Abstract

Gait recognition in the presence of occlusion is a challenging problem and the solutions proposed to date either lack robustness or depend on several unrealistic constraints. In this work, we propose a Deep Learning framework to detect and reconstruct the occluded frames in a gait sequence. Initially, occlusion detection is done using a VGG-16 network and for each frame the corresponding pose information is represented as a one-hot encoded vector. This vector is next fused with the corresponding spatial information using a Conditional Variational Autoencoder (CVAE) to obtain an effective embedding. Following this, a Bi-directional Long Short Term Memory (Bi-LSTM) is used to predict the occluded frames using the encoded vector sequence. A decoder next transforms these predicted frames back to the image space. Our proposed reconstruction model termed the Bidirectional Gait Reconstruction Network (BGaitR-Net) is formed by stacking the CVAE, Bi-LSTM, and the decoder. The CASIA-B and OU-ISIR LP datasets are used to prepare extensive gallery sets to train each of the above sub-networks and testing is done using synthetically occluded sequences from the CASIA-B data and real-occluded sequences from the TUM-IITKGP data.

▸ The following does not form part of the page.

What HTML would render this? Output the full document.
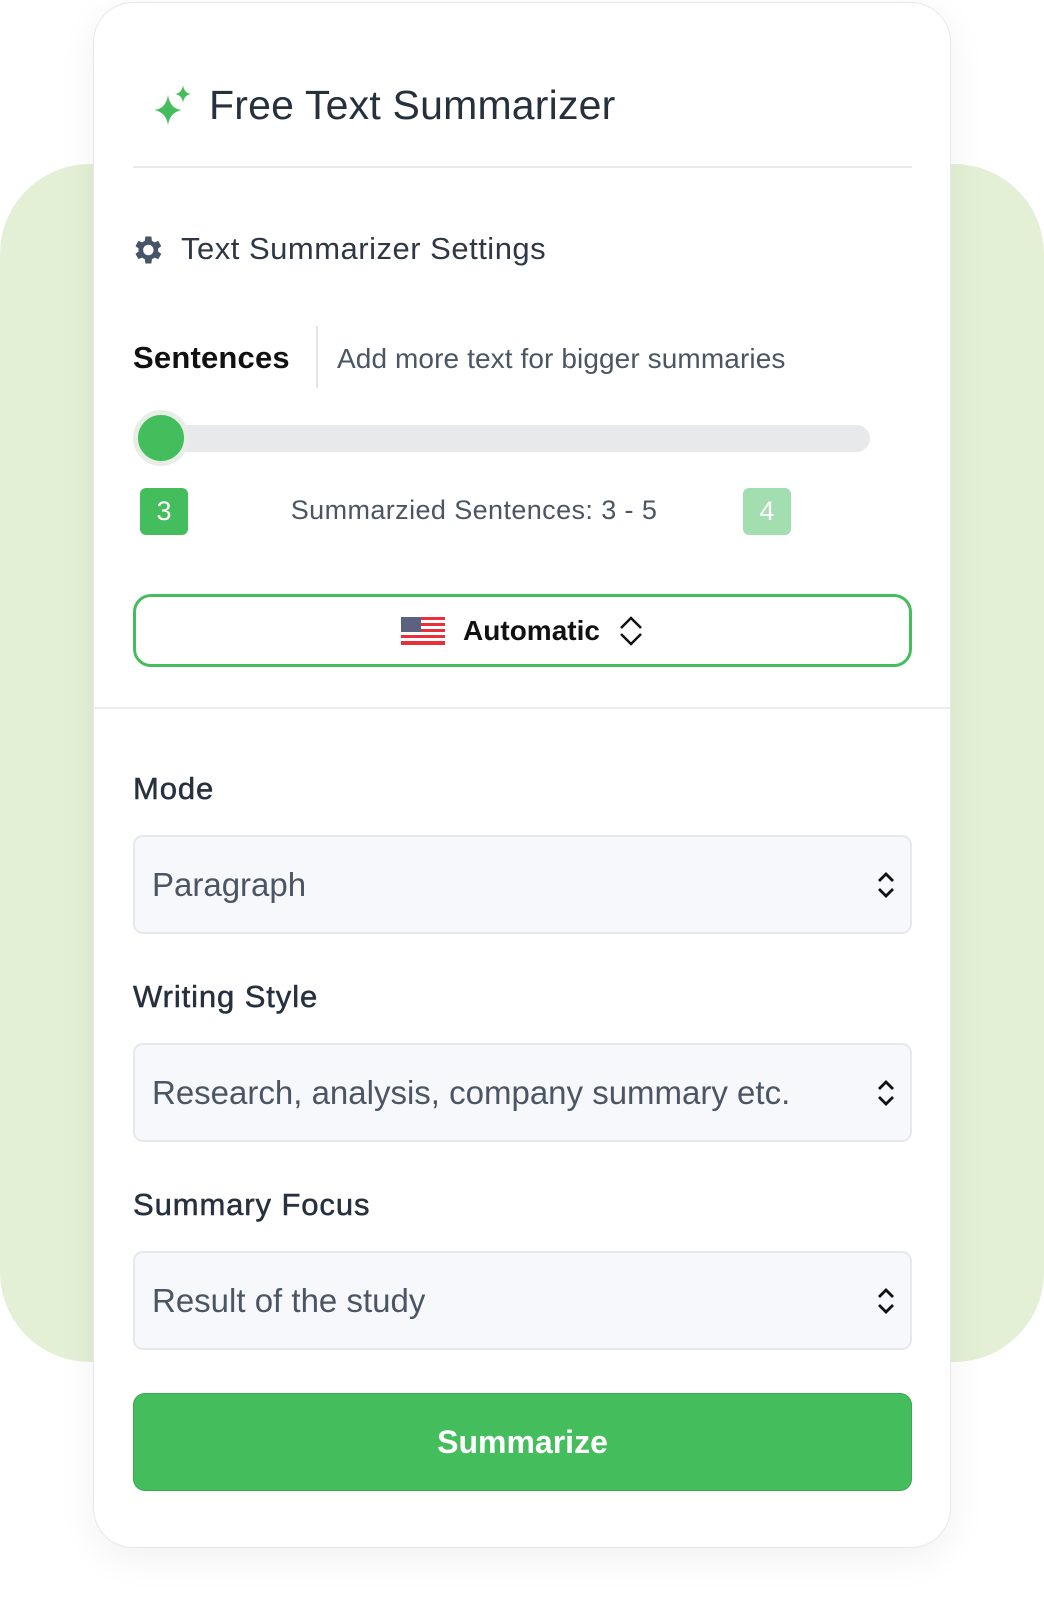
<!DOCTYPE html>
<html><head><meta charset="utf-8"><style>
*{box-sizing:border-box;margin:0;padding:0}
body{width:1044px;height:1618px;background:#fff;position:relative;overflow:hidden;font-family:"Liberation Sans",sans-serif;color:#1f2937}
.bg{position:absolute;left:0;right:0;top:164px;height:1198px;background:#e3f0d6;border-radius:90px}
.card{position:absolute;left:93px;top:2px;width:858px;height:1546px;background:#fff;border:1px solid #e6e8eb;border-radius:40px;box-shadow:0 10px 40px rgba(0,0,0,.06)}
.abs{position:absolute}
.title{left:115px;top:79px;font-size:41px;color:#27303d;letter-spacing:.2px}
.hr{left:39px;width:779px;top:163px;height:2px;background:#e9eaec}
.set{left:87px;top:228px;font-size:31px;color:#2f3744;letter-spacing:.5px}
.sent{left:39px;top:337px;font-size:31px;font-weight:bold;color:#111;letter-spacing:.2px}
.vl{left:222px;top:323px;width:2px;height:62px;background:#e3e5e8}
.hint{left:243px;top:340px;font-size:28px;color:#4b5563;letter-spacing:.1px}
.track{left:68px;top:422px;width:708px;height:27px;background:#e8e9eb;border-radius:14px}
.thumb{left:39px;top:407px;width:56px;height:56px;border-radius:50%;background:#44bd5c;border:5px solid #e8eee6}
.b{top:485px;width:48px;height:47px;border-radius:6px;color:#fff;font-size:27px;text-align:center;line-height:47px}
.sum{left:120px;width:520px;text-align:center;top:492px;font-size:27px;color:#4b5563;letter-spacing:.4px}
.auto{left:39px;top:591px;width:779px;height:73px;border:3.5px solid #44bd5c;border-radius:18px;display:flex;align-items:center;justify-content:center;font-size:28px;font-weight:bold;color:#111;gap:18px}
.sec{left:0;right:0;top:704px;height:2px;background:#ececee}
.lab{left:39px;font-size:31px;color:#27303d;letter-spacing:.9px;-webkit-text-stroke:.5px #27303d}
.sel{left:39px;width:779px;height:99px;background:#f6f8fb;border:2px solid #e6e8ec;border-radius:10px;font-size:33px;color:#4b5563;padding-left:17px;line-height:95px;letter-spacing:0}
.sel svg{position:absolute;right:15px;top:34px}
.btn{left:39px;top:1390px;width:779px;height:98px;background:#44bd5c;border:1px solid #3aa852;border-radius:12px;color:#fff;font-weight:bold;font-size:32px;text-align:center;line-height:96px}
</style></head><body>
<div class="bg"></div>
<div class="card">
<svg class="abs" style="left:58px;top:80px" width="42" height="42" viewBox="0 0 42 42"><path d="M16 12 Q18 26 30 27 Q18 29 16 42 Q14 29 2 27 Q14 26 16 12Z" fill="#44bd5c"/><path d="M31 2 Q32 10 39 11 Q32 12 31 20 Q30 12 23 11 Q30 10 31 2Z" fill="#44bd5c"/></svg>
<div class="abs title">Free Text Summarizer</div>
<div class="abs hr"></div>
<svg class="abs" style="left:35px;top:229px" width="36" height="36" viewBox="0 0 24 24"><path fill="#475569" d="M19.4 13a7.5 7.5 0 0 0 0-2l2.1-1.6-2-3.5-2.5 1a7.6 7.6 0 0 0-1.7-1L14.9 3h-4l-.4 2.9a7.6 7.6 0 0 0-1.7 1l-2.5-1-2 3.5L6.4 11a7.5 7.5 0 0 0 0 2l-2.1 1.6 2 3.5 2.5-1a7.6 7.6 0 0 0 1.7 1l.4 2.9h4l.4-2.9a7.6 7.6 0 0 0 1.7-1l2.5 1 2-3.5zM12.9 15.5a3.5 3.5 0 1 1 0-7 3.5 3.5 0 0 1 0 7z"/></svg>
<div class="abs set">Text Summarizer Settings</div>
<div class="abs sent">Sentences</div>
<div class="abs vl"></div>
<div class="abs hint">Add more text for bigger summaries</div>
<div class="abs track"></div>
<div class="abs thumb"></div>
<div class="abs b" style="left:46px;background:#44bd5c">3</div>
<div class="abs sum">Summarzied Sentences: 3 - 5</div>
<div class="abs b" style="left:649px;background:#a3deb0">4</div>
<div class="abs auto"><svg width="44" height="28" viewBox="0 0 44 28"><rect width="44" height="28" fill="#fff"/><g fill="#e8303a"><rect y="0" width="44" height="3"/><rect y="6" width="44" height="3"/><rect y="12" width="44" height="3"/><rect y="18" width="44" height="3"/><rect y="24" width="44" height="4"/></g><rect width="20" height="15" fill="#5b6280"/></svg><span>Automatic</span><svg width="26" height="30" viewBox="0 0 26 30"><path d="M3 12 L13 2 L23 12 M3 18 L13 28 L23 18" fill="none" stroke="#111" stroke-width="2.5"/></svg></div>
<div class="abs sec"></div>
<div class="abs lab" style="top:768px">Mode</div>
<div class="abs sel" style="top:832px">Paragraph<svg width="18" height="28" viewBox="0 0 18 28"><path d="M2 10 L9 3 L16 10 M2 18 L9 25 L16 18" fill="none" stroke="#111" stroke-width="2.8"/></svg></div>
<div class="abs lab" style="top:976px">Writing Style</div>
<div class="abs sel" style="top:1040px">Research, analysis, company summary etc.<svg width="18" height="28" viewBox="0 0 18 28"><path d="M2 10 L9 3 L16 10 M2 18 L9 25 L16 18" fill="none" stroke="#111" stroke-width="2.8"/></svg></div>
<div class="abs lab" style="top:1184px">Summary Focus</div>
<div class="abs sel" style="top:1248px">Result of the study<svg width="18" height="28" viewBox="0 0 18 28"><path d="M2 10 L9 3 L16 10 M2 18 L9 25 L16 18" fill="none" stroke="#111" stroke-width="2.8"/></svg></div>
<div class="abs btn">Summarize</div>
</div>
</body></html>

A thorough evaluation of our work through Dice Score and GEINet-based recognition accuracy for varying degrees of occlusion highlight the effectiveness of our model in generating frames consistent with the temporal gait pattern. Comparative study with other existing gait recognition techniques (with or without occlusion handling mechanism) and with recent Deep Learning-based video frame prediction methods emphasizes the superiority of BGaitR-Net over the others.